Supplied information -
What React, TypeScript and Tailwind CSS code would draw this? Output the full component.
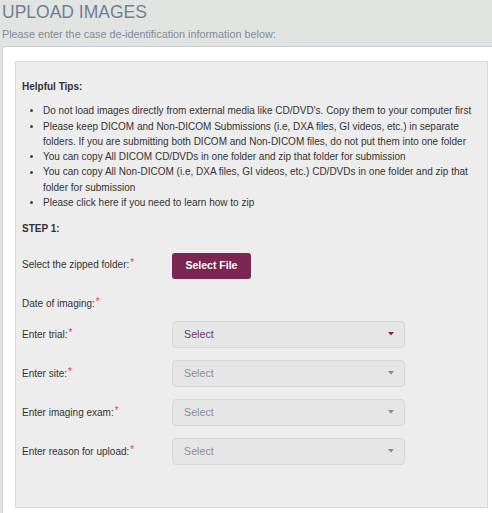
import React from "react";

const tips = [
  "Do not load images directly from external media like CD/DVD's. Copy them to your computer first",
  "Please keep DICOM and Non-DICOM Submissions (i.e, DXA files, GI videos, etc.) in separate folders. If you are submitting both DICOM and Non-DICOM files, do not put them into one folder",
  "You can copy All DICOM CD/DVDs in one folder and zip that folder for submission",
  "You can copy All Non-DICOM (i.e, DXA files, GI videos, etc.) CD/DVDs in one folder and zip that folder for submission",
  "Please click here if you need to learn how to zip",
];

function Req() {
  return <span className="text-[#e8413c] align-[2px] ml-[1px]">*</span>;
}

function Caret({ color }: { color: string }) {
  return (
    <svg width="6" height="4" viewBox="0 0 6 4" className="shrink-0">
      <path d="M0 0 L6 0 L3 3.5 Z" fill={color} />
    </svg>
  );
}

function SelectBox({ active }: { active?: boolean }) {
  return (
    <div className="w-[233px] h-[27px] flex items-center justify-between pl-[11px] pr-[10px] bg-[#e6e6e6] border border-[#d3d9e0] rounded-[4px]">
      <span className={"text-[10.7px] leading-none " + (active ? "text-[#6b3a68]" : "text-[#8a8f96]")}>Select</span>
      <Caret color={active ? "#7b2551" : "#8a8a8a"} />
    </div>
  );
}

function SelectRow({ label, active, first }: { label: string; active?: boolean; first?: boolean }) {
  return (
    <div className={"flex items-center " + (first ? "mt-[10px]" : "mt-[12px]")}>
      <div className="w-[150px] leading-[15.3px] pb-[2px]">
        {label}
        <Req />
      </div>
      <SelectBox active={active} />
    </div>
  );
}

export default function App() {
  return (
    <div className="w-[492px] h-[513px] overflow-hidden bg-[#e2e4e1] font-['Liberation_Sans',Arial,sans-serif]">
      <h1 className="pl-[2px] pt-[2px] text-[17.5px] leading-[20px] text-[#6f7f96]">UPLOAD IMAGES</h1>
      <p className="pl-[2px] mt-[5px] text-[10.8px] leading-[14px] text-[#7f8b9b]">
        Please enter the case de-identification information below:
      </p>
      <div className="ml-[2px] mt-[5px] bg-white border-l border-t border-[#c8cdd8] rounded-tl-[4px] pl-[12px] pr-[4px] pt-[14px] pb-[20px]">
        <div className="h-[447px] bg-[#ededed] border border-[#d9d9d9] px-[6px] pt-[17px] text-[10px] leading-[15.3px] text-[#333333]">
          <div className="font-bold mb-[9px]">Helpful Tips:</div>
          <ul>
            {tips.map((t) => (
              <li key={t} className="flex">
                <span className="w-[21px] shrink-0 h-[15.3px] flex items-center pl-[8px]">
                  <span className="w-[3px] h-[3px] rounded-full bg-[#444444]" />
                </span>
                <span className="pr-[6px]">{t}</span>
              </li>
            ))}
          </ul>
          <div className="font-bold mt-[11px]">STEP 1:</div>
          <div className="flex items-start mt-[16px]">
            <div className="w-[150px] pt-[2px]">
              Select the zipped folder:
              <Req />
            </div>
            <button className="w-[79px] h-[26px] bg-[#7b2551] rounded-[3px] text-white font-bold text-[10.5px] leading-none">
              Select File
            </button>
          </div>
          <div className="mt-[15px]">
            Date of imaging:
            <Req />
          </div>
          <SelectRow label="Enter trial:" active first />
          <SelectRow label="Enter site:" />
          <SelectRow label="Enter imaging exam:" />
          <SelectRow label="Enter reason for upload:" />
        </div>
      </div>
    </div>
  );
}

Goal - Restate each line from the start of the listing through the line bearing "import React from" word for word. Drop the pictures.

Result -
What React, TypeScript and Tailwind CSS code would draw this? Output the full component.
import React from "react";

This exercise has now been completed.